The results of the Swiss referendum have let emerge one fact: that the cohesion of a society undergoing a rapid and profound transformation, and of a Country which for centuries had been used to defending its own identity and independence, cannot be a target reached once and for all but a painful and dynamic process.
It is not enough to accuse of being racist those who voted in favour of the ban: in Switzerland, as elsewhere, it is necessary to work in order to find valid answers to the fears and disorientation which, to a certain extent, are understandable.
Even though I think that the referendum’s results represent a step backwards, I cannot exclude the presence of a positive side: this episode should lead to a deeper, shared reflection on the implications of the phenomenon of ‘hybridization of civilizations’ currently under way in the world.

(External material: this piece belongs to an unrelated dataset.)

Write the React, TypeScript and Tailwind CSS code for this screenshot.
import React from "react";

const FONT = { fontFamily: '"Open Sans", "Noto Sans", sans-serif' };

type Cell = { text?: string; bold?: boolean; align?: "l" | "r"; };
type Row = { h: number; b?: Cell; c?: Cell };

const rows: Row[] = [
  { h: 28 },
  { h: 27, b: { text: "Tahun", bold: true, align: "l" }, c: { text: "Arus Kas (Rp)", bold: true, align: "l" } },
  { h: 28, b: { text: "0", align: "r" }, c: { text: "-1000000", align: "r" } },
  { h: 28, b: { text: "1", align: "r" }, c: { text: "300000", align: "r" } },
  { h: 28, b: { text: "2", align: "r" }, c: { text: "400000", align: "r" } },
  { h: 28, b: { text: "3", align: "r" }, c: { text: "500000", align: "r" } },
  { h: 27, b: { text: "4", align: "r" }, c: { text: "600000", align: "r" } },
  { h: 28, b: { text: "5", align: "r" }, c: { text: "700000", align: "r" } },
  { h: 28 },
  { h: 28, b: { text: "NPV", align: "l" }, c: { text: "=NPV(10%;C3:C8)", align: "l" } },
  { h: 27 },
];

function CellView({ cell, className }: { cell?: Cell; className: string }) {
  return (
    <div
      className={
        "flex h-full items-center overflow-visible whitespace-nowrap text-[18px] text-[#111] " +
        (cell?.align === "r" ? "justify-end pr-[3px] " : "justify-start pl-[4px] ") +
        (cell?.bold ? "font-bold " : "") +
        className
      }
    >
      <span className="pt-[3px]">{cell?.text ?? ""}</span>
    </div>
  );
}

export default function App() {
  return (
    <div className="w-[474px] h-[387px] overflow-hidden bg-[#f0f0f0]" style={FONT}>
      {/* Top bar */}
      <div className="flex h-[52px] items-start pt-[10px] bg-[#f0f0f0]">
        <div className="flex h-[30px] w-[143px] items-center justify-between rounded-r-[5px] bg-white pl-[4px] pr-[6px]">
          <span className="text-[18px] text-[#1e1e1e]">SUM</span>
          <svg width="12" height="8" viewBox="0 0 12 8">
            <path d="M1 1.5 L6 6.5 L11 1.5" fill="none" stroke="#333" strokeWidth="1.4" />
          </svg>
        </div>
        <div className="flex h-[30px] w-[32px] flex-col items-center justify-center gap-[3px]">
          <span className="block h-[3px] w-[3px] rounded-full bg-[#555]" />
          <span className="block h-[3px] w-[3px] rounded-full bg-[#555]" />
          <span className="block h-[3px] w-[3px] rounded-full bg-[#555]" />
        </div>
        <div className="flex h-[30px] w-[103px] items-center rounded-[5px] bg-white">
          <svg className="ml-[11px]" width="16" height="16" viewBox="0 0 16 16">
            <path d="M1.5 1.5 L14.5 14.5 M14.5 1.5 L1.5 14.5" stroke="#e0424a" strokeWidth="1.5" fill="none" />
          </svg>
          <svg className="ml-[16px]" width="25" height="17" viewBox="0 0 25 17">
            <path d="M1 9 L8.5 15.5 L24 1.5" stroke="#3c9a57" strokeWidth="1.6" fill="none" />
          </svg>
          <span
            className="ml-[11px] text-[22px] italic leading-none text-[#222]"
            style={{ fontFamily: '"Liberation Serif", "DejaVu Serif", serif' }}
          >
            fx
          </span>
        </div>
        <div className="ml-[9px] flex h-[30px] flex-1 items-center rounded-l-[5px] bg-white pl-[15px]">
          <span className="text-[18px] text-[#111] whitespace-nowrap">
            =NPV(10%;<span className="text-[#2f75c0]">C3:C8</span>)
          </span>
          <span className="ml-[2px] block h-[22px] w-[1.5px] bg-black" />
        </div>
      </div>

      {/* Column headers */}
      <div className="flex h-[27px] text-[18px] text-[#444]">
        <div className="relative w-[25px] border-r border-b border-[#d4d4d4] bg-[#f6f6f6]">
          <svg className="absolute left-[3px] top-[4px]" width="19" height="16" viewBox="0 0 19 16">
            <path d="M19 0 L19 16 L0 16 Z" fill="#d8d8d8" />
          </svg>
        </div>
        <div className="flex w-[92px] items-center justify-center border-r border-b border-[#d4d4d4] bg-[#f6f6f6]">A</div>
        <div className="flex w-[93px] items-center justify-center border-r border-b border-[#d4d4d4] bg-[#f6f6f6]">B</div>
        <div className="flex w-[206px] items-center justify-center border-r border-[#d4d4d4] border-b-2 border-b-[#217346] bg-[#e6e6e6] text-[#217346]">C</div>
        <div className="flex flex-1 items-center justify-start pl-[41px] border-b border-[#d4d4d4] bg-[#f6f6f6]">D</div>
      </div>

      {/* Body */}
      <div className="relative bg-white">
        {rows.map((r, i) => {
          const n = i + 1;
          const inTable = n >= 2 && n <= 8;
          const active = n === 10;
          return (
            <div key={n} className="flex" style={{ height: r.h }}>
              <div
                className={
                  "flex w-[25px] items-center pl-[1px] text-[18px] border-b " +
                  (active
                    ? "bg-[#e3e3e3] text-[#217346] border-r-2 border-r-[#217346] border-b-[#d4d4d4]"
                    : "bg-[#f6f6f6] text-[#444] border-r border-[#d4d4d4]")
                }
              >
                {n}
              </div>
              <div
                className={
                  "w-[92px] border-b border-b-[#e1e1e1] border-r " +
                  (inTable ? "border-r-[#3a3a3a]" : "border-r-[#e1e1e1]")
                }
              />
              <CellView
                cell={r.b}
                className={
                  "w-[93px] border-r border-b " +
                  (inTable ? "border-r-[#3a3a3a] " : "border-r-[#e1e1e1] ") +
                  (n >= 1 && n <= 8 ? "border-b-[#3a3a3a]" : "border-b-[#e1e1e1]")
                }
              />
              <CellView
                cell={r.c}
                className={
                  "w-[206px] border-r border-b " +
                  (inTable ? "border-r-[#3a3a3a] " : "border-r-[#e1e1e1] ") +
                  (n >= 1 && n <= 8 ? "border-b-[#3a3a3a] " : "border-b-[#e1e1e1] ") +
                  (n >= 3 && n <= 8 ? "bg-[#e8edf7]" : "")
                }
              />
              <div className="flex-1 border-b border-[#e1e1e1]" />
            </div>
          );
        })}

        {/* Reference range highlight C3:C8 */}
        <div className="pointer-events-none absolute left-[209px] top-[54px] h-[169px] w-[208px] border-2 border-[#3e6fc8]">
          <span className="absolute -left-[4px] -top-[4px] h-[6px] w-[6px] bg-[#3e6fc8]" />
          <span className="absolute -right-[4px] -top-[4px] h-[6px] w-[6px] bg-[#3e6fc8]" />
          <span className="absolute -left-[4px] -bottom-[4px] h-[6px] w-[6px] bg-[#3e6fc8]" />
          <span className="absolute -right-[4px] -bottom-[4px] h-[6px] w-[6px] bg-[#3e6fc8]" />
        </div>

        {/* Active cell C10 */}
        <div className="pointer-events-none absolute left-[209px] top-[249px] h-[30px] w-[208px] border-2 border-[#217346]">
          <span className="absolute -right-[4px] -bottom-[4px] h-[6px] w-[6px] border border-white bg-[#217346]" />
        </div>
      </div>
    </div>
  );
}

This is everyone’s job: on one hand, those who risk to stress the Christian character of Europe only when it can be used for defending themselves against ‘the others’ will have to face globalization and its social consequences (in fact, the Catholic Church could point to a crucial method, in that she has always lived unity within pluriformity); on the other hand, those who claim that religions belong to the private sphere only will have to reckon with those people who ask to live their faith in a public way.
The Swiss referendum of 29th November 2009 becomes a provocation for everyone: material welfare is not enough to silence the dramatic anthropological, social and cultural transformations currently affecting our societies. We need the courage to plumb the depths and out of them draw a lesson for the future.